It's only early May, but the NASCAR Cup Series standings are already carrying serious weight this season. Forget the old rule of waiting until after the Coca-Cola 600 to make big judgments—after 11 races, the picture is coming into sharp focus. With just 15 races left before the revamped Chase for the Championship, a clear hierarchy has emerged.
Here's why the regular season matters more than ever: NASCAR's simulations of thousands of hypothetical seasons show that the eventual champion came from a top-three seed in a staggering 69 percent of scenarios. That's because the top 16 drivers after Race 26 are consolidated into the playoffs and seeded based on their regular-season finish. The higher your seed, the bigger your points cushion heading into the postseason.
Take a look at the seeding advantage: first place starts with 2,100 points, second with 2,075, and third with 2,065. By the time you drop to 16th, you're starting with just 2,000 points—a 100-point deficit that's tough to overcome. That's why legitimate championship contenders are laser-focused on finishing the regular season in the top three, or as close to it as possible, to keep the clearest path to hoisting the Bill France Cup at Homestead in November.

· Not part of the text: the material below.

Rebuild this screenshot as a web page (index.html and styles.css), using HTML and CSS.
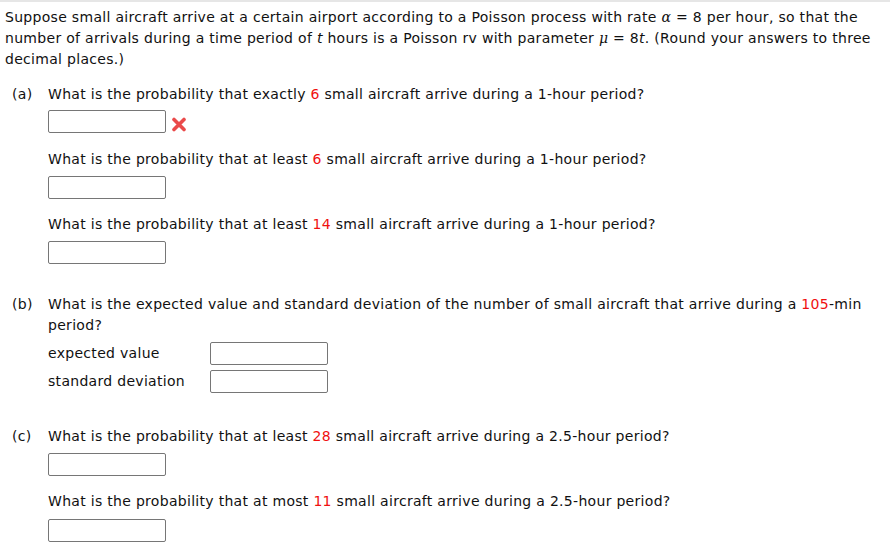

So where do things stand now? Tyler Reddick leads the pack with 526 points, followed by Denny Hamlin (417), Chase Elliott (409), Ryan Blaney (371), and Chris Buescher (345). But the standings tell a sobering story for some big names. Under this new format, you can almost write off Chase Briscoe (242), Joey Logano (235), and Ross Chastain (216) as legitimate title threats—something you couldn't have done in good faith under the old system.

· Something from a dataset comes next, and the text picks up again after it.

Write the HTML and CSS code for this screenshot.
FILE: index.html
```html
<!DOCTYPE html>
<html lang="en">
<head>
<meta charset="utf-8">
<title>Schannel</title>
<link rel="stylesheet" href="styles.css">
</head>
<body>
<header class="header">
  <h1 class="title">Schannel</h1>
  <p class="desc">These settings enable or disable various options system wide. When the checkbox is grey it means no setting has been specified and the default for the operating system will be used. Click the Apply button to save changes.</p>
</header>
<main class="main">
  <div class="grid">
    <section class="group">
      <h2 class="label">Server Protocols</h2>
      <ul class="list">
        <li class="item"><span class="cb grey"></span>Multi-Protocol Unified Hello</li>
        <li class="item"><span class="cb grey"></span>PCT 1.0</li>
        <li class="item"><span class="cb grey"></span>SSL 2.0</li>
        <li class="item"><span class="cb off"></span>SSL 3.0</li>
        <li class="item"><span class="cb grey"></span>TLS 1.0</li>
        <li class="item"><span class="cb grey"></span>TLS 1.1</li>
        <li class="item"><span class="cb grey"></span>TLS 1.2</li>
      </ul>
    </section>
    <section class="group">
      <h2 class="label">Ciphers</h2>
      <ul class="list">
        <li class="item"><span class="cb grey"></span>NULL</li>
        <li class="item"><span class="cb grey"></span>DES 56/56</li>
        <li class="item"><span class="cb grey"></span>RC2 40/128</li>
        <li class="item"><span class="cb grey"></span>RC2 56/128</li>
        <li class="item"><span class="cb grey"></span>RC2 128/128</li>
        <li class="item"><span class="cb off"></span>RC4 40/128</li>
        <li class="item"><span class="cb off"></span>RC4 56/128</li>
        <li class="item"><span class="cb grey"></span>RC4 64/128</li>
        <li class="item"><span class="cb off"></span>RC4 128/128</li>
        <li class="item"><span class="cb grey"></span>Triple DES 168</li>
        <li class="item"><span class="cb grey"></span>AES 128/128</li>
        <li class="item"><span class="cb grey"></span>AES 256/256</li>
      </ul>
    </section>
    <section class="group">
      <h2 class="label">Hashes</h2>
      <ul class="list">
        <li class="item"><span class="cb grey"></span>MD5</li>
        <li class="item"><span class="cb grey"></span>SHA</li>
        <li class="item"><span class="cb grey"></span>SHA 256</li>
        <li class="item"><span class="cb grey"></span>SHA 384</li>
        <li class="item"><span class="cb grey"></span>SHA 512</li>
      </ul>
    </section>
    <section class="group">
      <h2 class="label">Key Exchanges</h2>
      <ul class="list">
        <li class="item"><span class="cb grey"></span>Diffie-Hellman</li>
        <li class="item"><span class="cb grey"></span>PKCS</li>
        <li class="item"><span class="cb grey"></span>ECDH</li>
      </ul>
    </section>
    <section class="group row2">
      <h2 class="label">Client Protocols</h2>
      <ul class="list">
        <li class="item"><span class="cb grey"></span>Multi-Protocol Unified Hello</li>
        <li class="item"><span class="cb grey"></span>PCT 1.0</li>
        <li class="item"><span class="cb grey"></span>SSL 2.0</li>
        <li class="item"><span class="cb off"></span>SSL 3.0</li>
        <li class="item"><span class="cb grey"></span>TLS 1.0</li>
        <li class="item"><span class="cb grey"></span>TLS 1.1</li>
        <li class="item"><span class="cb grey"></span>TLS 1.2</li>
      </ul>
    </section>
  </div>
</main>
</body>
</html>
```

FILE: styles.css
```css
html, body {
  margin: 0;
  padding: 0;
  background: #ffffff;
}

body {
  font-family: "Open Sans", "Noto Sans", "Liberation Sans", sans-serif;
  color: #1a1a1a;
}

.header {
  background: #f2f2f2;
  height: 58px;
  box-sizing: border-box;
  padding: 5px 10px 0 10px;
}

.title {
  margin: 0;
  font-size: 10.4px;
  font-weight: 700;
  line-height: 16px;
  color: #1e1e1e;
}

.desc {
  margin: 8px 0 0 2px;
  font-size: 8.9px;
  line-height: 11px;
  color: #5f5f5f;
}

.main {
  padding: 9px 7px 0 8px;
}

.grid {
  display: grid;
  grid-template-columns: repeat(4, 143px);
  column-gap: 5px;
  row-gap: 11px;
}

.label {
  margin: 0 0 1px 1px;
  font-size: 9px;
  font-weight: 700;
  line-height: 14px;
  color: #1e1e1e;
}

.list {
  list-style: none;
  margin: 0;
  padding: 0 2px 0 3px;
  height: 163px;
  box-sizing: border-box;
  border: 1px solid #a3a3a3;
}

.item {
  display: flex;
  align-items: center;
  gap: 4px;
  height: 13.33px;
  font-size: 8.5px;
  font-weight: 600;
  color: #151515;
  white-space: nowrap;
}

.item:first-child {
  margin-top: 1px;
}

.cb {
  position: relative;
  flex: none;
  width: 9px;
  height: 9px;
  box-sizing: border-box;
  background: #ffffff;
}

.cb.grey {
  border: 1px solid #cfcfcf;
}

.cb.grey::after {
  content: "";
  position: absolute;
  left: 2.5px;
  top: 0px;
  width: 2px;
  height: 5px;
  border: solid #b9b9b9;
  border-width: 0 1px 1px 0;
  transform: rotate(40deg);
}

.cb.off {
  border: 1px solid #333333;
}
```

Remember the "even year magic" that used to follow Joey Logano? Fans just expected him to race his way into the Round of 16, pick his spots, and sneak into the final four for a championship run. But this year feels different. The Team Penske No. 22 doesn't look like itself—both in performance and fortune—especially after Sunday's pit road collision with Cole Custer. And the same conventional wisdom suggests Christopher Bell is becoming a championship longshot, too.
With the stakes this high and the margins this thin, every race from here on out is a playoff race in disguise. For fans and drivers alike, May has never felt more like November.